For years, visitors to Uluru — Australia’s iconic sandstone rock — have been greeted with a trail to the top and a sign with a simple request: “Please don’t climb.”
Climbing the rock is permitted under the rules of Uluru-Kata Tjuta National Park, but it violated the traditional law of the Aboriginal owners of the rock.
Now park policy and Aboriginal principles are, finally, coming into alignment.
Beginning on Oct. 26, 2019, climbing Uluru (also known as Ayers Rock) will be prohibited.
The park’s Board of Management voted unanimously to approve the change, which has been the subject of lengthy discussion.
The board had previously indicated it wouldn’t ban climbing until fewer than 20 percent of visitors to the park chose to climb the rock, or it was otherwise clear that the park could attract visitors even with a ban.
Now the park management says there has been “a significant reduction” in climbers, and that the time has come to make the policy change. The nearly two-year delay in implementation is part of a commitment to give at least 18 months’ notice to the tourism industry. And the date of Oct. 26 was chosen because it’s an anniversary; on Oct. 26 in 1985, custodianship of the park was transferred back to its Aboriginal owners, the Anangu.
Anangu owners make up a majority of the park’s board and would have been able to institute a policy change without the backing of the non-Anangu board members.
However, The Guardian reports, “it’s understood they have always sought unanimity on closing the climb.”
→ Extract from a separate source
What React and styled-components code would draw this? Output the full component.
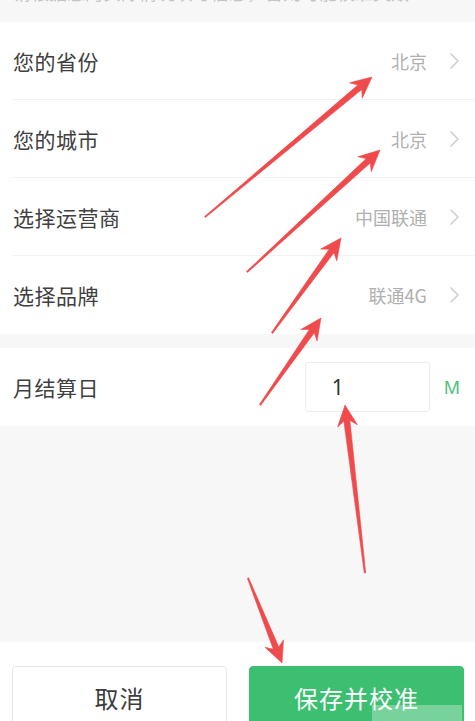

The Guardian has more on the vote:
“The chair of the board, traditional owner Sammy Wilson, made an impassioned speech to the board before the vote, describing the pressure he and other Indigenous people felt over the issue.
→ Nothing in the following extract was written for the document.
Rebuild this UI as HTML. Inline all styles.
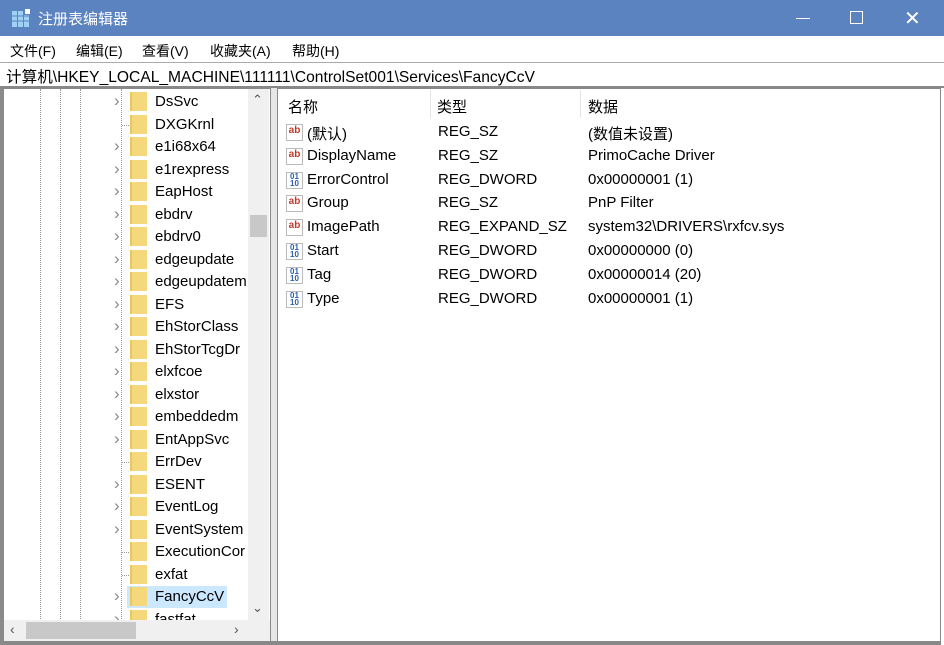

” ‘Over the years Anangu have felt a sense of intimidation, as if someone is holding a gun to our heads to keep it open. Please don’t hold us to ransom,’ he said.”
In a statement from the park board, Wilson said the decision was something to “feel proud about.”
“Closing the climb is not something to feel upset about but a cause for celebration. Let’s come together; let’s close it together,” he said. “If I travel to another country and there is a sacred site, an area of restricted access, I don’t enter or climb it, I respect it. It is the same here for Anangu. We welcome tourists here. We are not stopping tourism, just this activity.”
In the Anangu tradition, Uluru is a sacred place and climbing it is inherently disrespectful. But that’s not the only objection, as Australia’s ABC Radio National reported in 2015:
“The path left by rubber from the soles of climbers’ shoes is visible from kilometres away and some tourists leave litter and damage the rock. Moreover, extreme heat and a lack of toilet facilities mean that large amounts of evaporated, concentrated human urine flow into the area’s waterholes whenever it rains.
“Perhaps most disturbingly, many people die climbing Uluru. Thirty people have died in recent decades, a fact that the site’s traditional owners reportedly find very distressing.”
There have also been individual incidents of disrespect by climbers, including a woman who climbed to the top of Uluru and stripped. (She said it was “a tribute to the greatness of the Rock,” not an act of disrespect.) There have also been reports of people defecating on the sacred site.
A chain on the path to the top of the rock was installed before the custodianship of the site was returned to the Anangu.
One element of enforcing a ban might be to remove the chain, “which would make climbing Uluru physically difficult,” Australia’s ABC News reports. The walking tracks on the rock could be removed, and steep fines levied for people who step on Uluru.